JOB: Gather every line of the entries that includes the word "with".

————

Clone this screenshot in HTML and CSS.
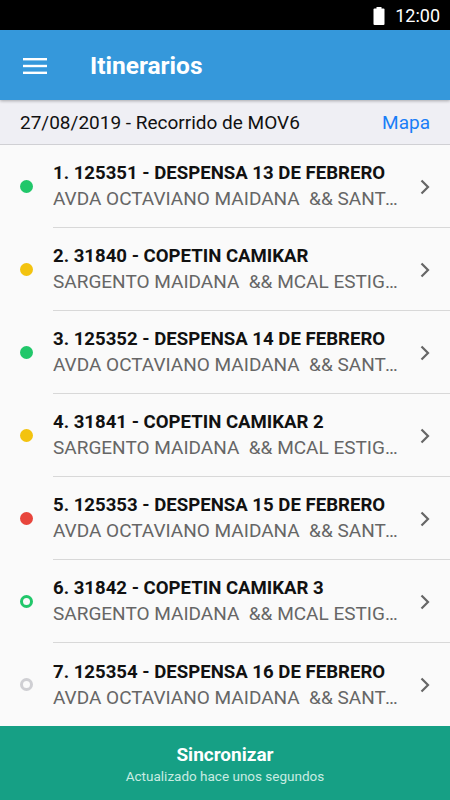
FILE: index.html
```html
<!doctype html>
<html lang='es'>
<head>
  <title>Itinerarios</title>
  <meta charset='utf-8'>
  <link rel="stylesheet" href="styles.css">
</head>
<body>
  <div class='screen'>
    <div class='statusbar'>
      <svg class='battery' width='12' height='18' viewBox='0 0 12 18'>
        <rect x='3.5' y='0' width='5' height='2' fill='#fff'/>
        <rect x='0.5' y='1.5' width='11' height='16.5' rx='1' fill='#fff'/>
      </svg>
      <span class='clock'>12:00</span>
    </div>

    <header class='appbar'>
      <svg class='menu' width='24' height='18' viewBox='0 0 24 18'>
        <rect x='0' y='1' width='24' height='2.4' fill='#fff'/>
        <rect x='0' y='7.8' width='24' height='2.4' fill='#fff'/>
        <rect x='0' y='14.6' width='24' height='2.4' fill='#fff'/>
      </svg>
      <h1>Itinerarios</h1>
    </header>

    <div class='subheader'>
      <span>27/08/2019 - Recorrido de MOV6</span>
      <a href='#'>Mapa</a>
    </div>

    <ul class='stops'>
      <li class='stop'>
        <span class='dot green'></span>
        <div class='row'>
          <div class='info'>
            <p class='name'>1. 125351 - DESPENSA 13 DE FEBRERO</p>
            <p class='addr'>AVDA OCTAVIANO MAIDANA &nbsp;&amp;&amp; SANTA TERESA ESQ</p>
          </div>
          <svg class='chev' width='10' height='16' viewBox='0 0 10 16'><path d='M1.5 1.5l6.5 6.5-6.5 6.5' fill='none' stroke='#666' stroke-width='2.2'/></svg>
        </div>
      </li>
      <li class='stop'>
        <span class='dot yellow'></span>
        <div class='row'>
          <div class='info'>
            <p class='name'>2. 31840 - COPETIN CAMIKAR</p>
            <p class='addr'>SARGENTO MAIDANA &nbsp;&amp;&amp; MCAL ESTIGARRIBIA</p>
          </div>
          <svg class='chev' width='10' height='16' viewBox='0 0 10 16'><path d='M1.5 1.5l6.5 6.5-6.5 6.5' fill='none' stroke='#666' stroke-width='2.2'/></svg>
        </div>
      </li>
      <li class='stop'>
        <span class='dot green'></span>
        <div class='row'>
          <div class='info'>
            <p class='name'>3. 125352 - DESPENSA 14 DE FEBRERO</p>
            <p class='addr'>AVDA OCTAVIANO MAIDANA &nbsp;&amp;&amp; SANTA TERESA ESQ</p>
          </div>
          <svg class='chev' width='10' height='16' viewBox='0 0 10 16'><path d='M1.5 1.5l6.5 6.5-6.5 6.5' fill='none' stroke='#666' stroke-width='2.2'/></svg>
        </div>
      </li>
      <li class='stop'>
        <span class='dot yellow'></span>
        <div class='row'>
          <div class='info'>
            <p class='name'>4. 31841 - COPETIN CAMIKAR 2</p>
            <p class='addr'>SARGENTO MAIDANA &nbsp;&amp;&amp; MCAL ESTIGARRIBIA</p>
          </div>
          <svg class='chev' width='10' height='16' viewBox='0 0 10 16'><path d='M1.5 1.5l6.5 6.5-6.5 6.5' fill='none' stroke='#666' stroke-width='2.2'/></svg>
        </div>
      </li>
      <li class='stop'>
        <span class='dot red'></span>
        <div class='row'>
          <div class='info'>
            <p class='name'>5. 125353 - DESPENSA 15 DE FEBRERO</p>
            <p class='addr'>AVDA OCTAVIANO MAIDANA &nbsp;&amp;&amp; SANTA TERESA ESQ</p>
          </div>
          <svg class='chev' width='10' height='16' viewBox='0 0 10 16'><path d='M1.5 1.5l6.5 6.5-6.5 6.5' fill='none' stroke='#666' stroke-width='2.2'/></svg>
        </div>
      </li>
      <li class='stop'>
        <span class='dot ring green'></span>
        <div class='row'>
          <div class='info'>
            <p class='name'>6. 31842 - COPETIN CAMIKAR 3</p>
            <p class='addr'>SARGENTO MAIDANA &nbsp;&amp;&amp; MCAL ESTIGARRIBIA</p>
          </div>
          <svg class='chev' width='10' height='16' viewBox='0 0 10 16'><path d='M1.5 1.5l6.5 6.5-6.5 6.5' fill='none' stroke='#666' stroke-width='2.2'/></svg>
        </div>
      </li>
      <li class='stop'>
        <span class='dot ring grey'></span>
        <div class='row'>
          <div class='info'>
            <p class='name'>7. 125354 - DESPENSA 16 DE FEBRERO</p>
            <p class='addr'>AVDA OCTAVIANO MAIDANA &nbsp;&amp;&amp; SANTA TERESA ESQ</p>
          </div>
          <svg class='chev' width='10' height='16' viewBox='0 0 10 16'><path d='M1.5 1.5l6.5 6.5-6.5 6.5' fill='none' stroke='#666' stroke-width='2.2'/></svg>
        </div>
      </li>
    </ul>

    <footer class='sync'>
      <strong>Sincronizar</strong>
      <span>Actualizado hace unos segundos</span>
    </footer>
  </div>
</body>
</html>
```

FILE: styles.css
```css
*, html { box-sizing: border-box; }
body { margin: 0; background: #fafafa; font-family: Roboto, "Noto Sans", sans-serif; }
p, h1, ul { margin: 0; padding: 0; }

.screen { width: 450px; height: 800px; display: flex; flex-direction: column; overflow: hidden; }

.statusbar { height: 30px; flex: none; background: #000; color: #fff; display: flex; align-items: center; justify-content: flex-end; padding-right: 10px; gap: 10px; }
.battery { margin-top: 1px; }
.clock { font-size: 18px; }

.appbar { height: 70px; flex: none; background: #3598db; display: flex; align-items: center; padding-left: 23px; box-shadow: 0 1px 3px rgba(0,0,0,.3); position: relative; z-index: 1; }
.menu { margin-top: 1px; }
.appbar h1 { color: #fff; font-size: 24.5px; font-weight: bold; margin-left: 43px; }

.subheader { height: 45px; flex: none; background: #efeff4; border-bottom: 1px solid #d0d0d4; display: flex; align-items: center; justify-content: space-between; padding: 0 20px; font-size: 19px; color: #111; }
.subheader a { color: #1a7ef7; text-decoration: none; }

.stops { list-style: none; flex: 1; }
.stop { height: 83px; display: flex; align-items: center; padding-left: 20px; }
.dot { width: 13px; height: 13px; border-radius: 50%; margin-right: 20px; flex: none; }
.dot.green { background: #21c76a; }
.dot.yellow { background: #f3c30f; }
.dot.red { background: #e8453c; }
.dot.ring { background: none; border: 3.5px solid; }
.dot.ring.green { border-color: #21c76a; }
.dot.ring.grey { border-color: #cfcfd3; }

.row { flex: 1; min-width: 0; height: 100%; display: flex; align-items: center; border-bottom: 1px solid #d8d8d8; padding-right: 20px; }
.stop:last-child .row { border-bottom: none; }
.info { flex: 1; min-width: 0; margin-right: 20px; }
.name, .addr { white-space: nowrap; overflow: hidden; text-overflow: ellipsis; line-height: 25px; }
.name { font-size: 18.6px; font-weight: bold; color: #111; margin-right: 4px; }
.addr { font-size: 19px; color: #666; }
.chev { flex: none; margin-top: 1px; }

.sync { height: 75px; flex: none; background: #16a085; color: #fff; display: flex; flex-direction: column; align-items: center; justify-content: center; }
.sync strong { font-size: 19px; }
.sync span { font-size: 13.5px; color: #c8ece2; margin-top: 2px; }
```
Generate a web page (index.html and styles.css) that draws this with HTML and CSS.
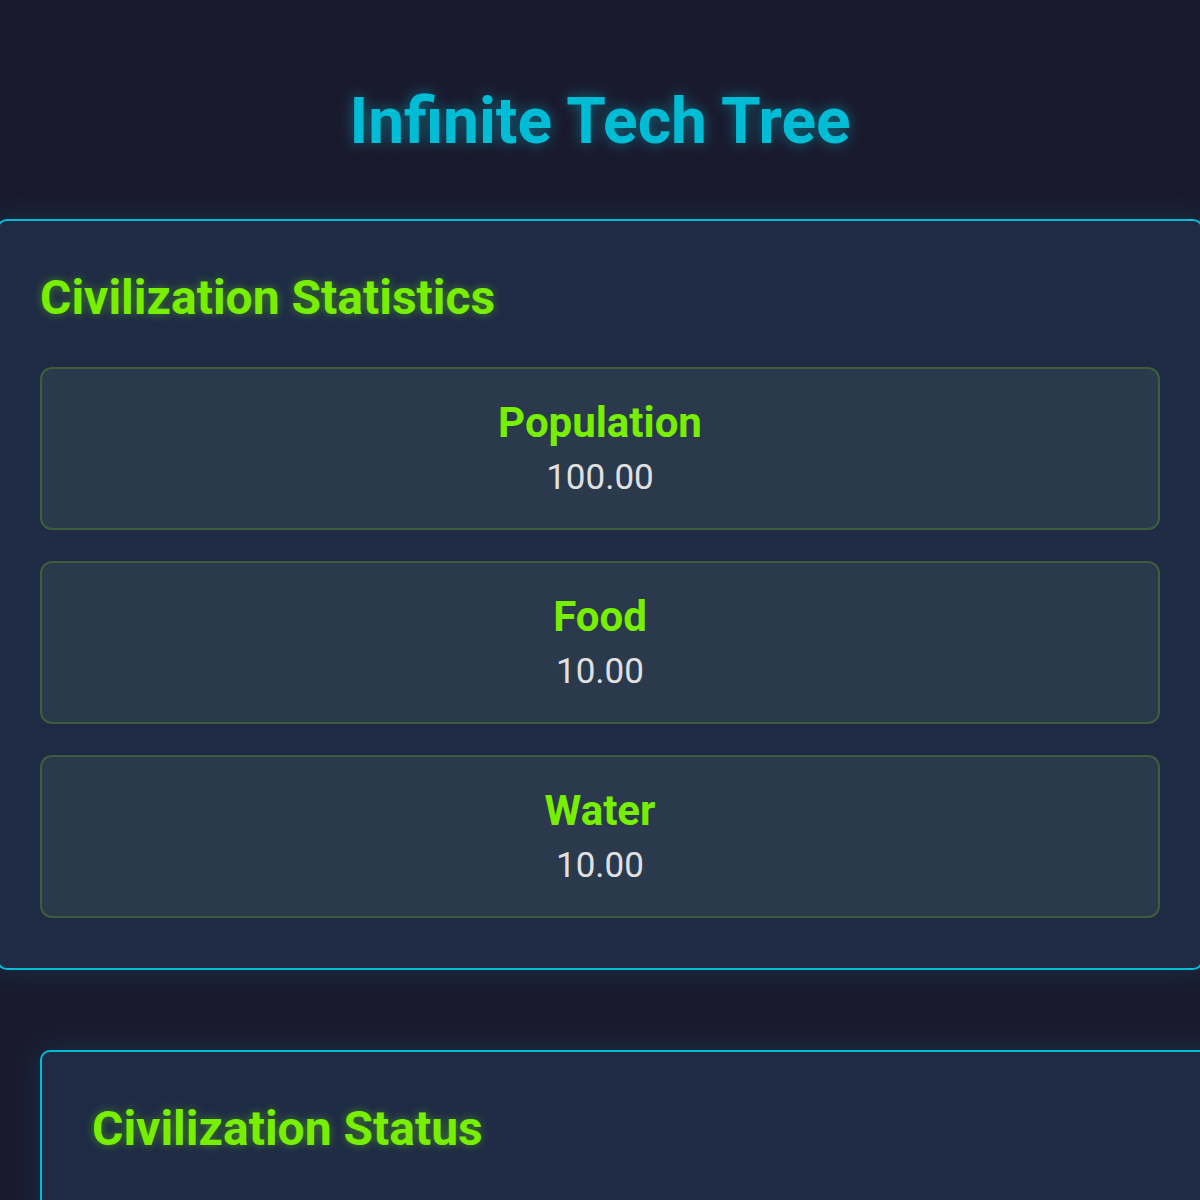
FILE: index.html
```html
<!DOCTYPE html>
<html lang="en">
<head>
  <meta charset="UTF-8">
  <meta name="viewport" content="width=device-width, initial-scale=1.0">
  <title>Infinite Tech Tree</title>
  <link rel="stylesheet" href="styles.css">
</head>
<body>
  <h1>Infinite Tech Tree</h1>

  <div class="panel" id="stats">
    <h2>Civilization Statistics</h2>
    <div class="stat">
      <div class="stat-label">Population</div>
      <div class="stat-value" id="population">100.00</div>
    </div>
    <div class="stat">
      <div class="stat-label">Food</div>
      <div class="stat-value" id="food">10.00</div>
    </div>
    <div class="stat">
      <div class="stat-label">Water</div>
      <div class="stat-value" id="water">10.00</div>
    </div>
  </div>

  <div class="panel status-panel" id="status">
    <h2>Civilization Status</h2>
  </div>
</body>
</html>
```

FILE: styles.css
```css
body {
  font-family: Roboto, 'Liberation Sans', sans-serif;
  background: #1a1a2e;
  color: #e0e0e0;
  margin: 0;
  padding: 0;
  overflow-x: hidden;
}

h1 {
  color: #00bcd4;
  font-size: 64px;
  font-weight: 700;
  text-align: center;
  margin: 0;
  padding: 90px 0 65px;
  line-height: 1;
  text-shadow: 0 0 14px rgba(0, 188, 212, 0.5);
}

.panel {
  background: #1f2b45;
  border: 2px solid #00bcd4;
  border-radius: 10px;
  padding: 40px 41px 50px;
  margin: 0 -3px;
  box-shadow: 0 0 30px rgba(0, 188, 212, 0.15);
}

h2 {
  color: #78ee00;
  font-size: 48px;
  font-weight: 700;
  line-height: 1;
  margin: 0 0 45px;
  padding-top: 13px;
  text-shadow: 0 0 10px rgba(118, 255, 3, 0.4);
}

.stat {
  background: #2a3a4c;
  border: 2px solid #3e5d3c;
  border-radius: 12px;
  height: 163px;
  box-sizing: border-box;
  display: flex;
  flex-direction: column;
  align-items: center;
  justify-content: center;
  gap: 13px;
  margin-bottom: 31px;
}

.stat:last-child {
  margin-bottom: 0;
}

.stat-label {
  color: #78ee00;
  font-size: 42px;
  font-weight: 700;
  line-height: 1.1;
}

.stat-value {
  color: #e0e0e0;
  font-size: 35px;
  line-height: 1.1;
}

.status-panel {
  margin: 80px -40px 0 40px;
  padding: 53px 50px 300px;
}

.status-panel h2 {
  padding-top: 0;
}
```
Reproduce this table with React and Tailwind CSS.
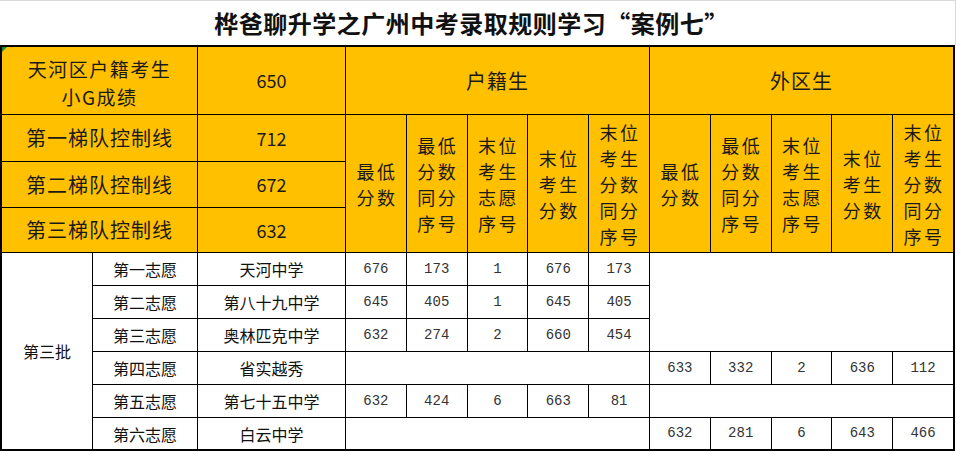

————

RESULT BELOW:
Generate a web page (index.html and styles.css) that draws this with HTML and CSS.
Reproduce this table with React and Tailwind CSS.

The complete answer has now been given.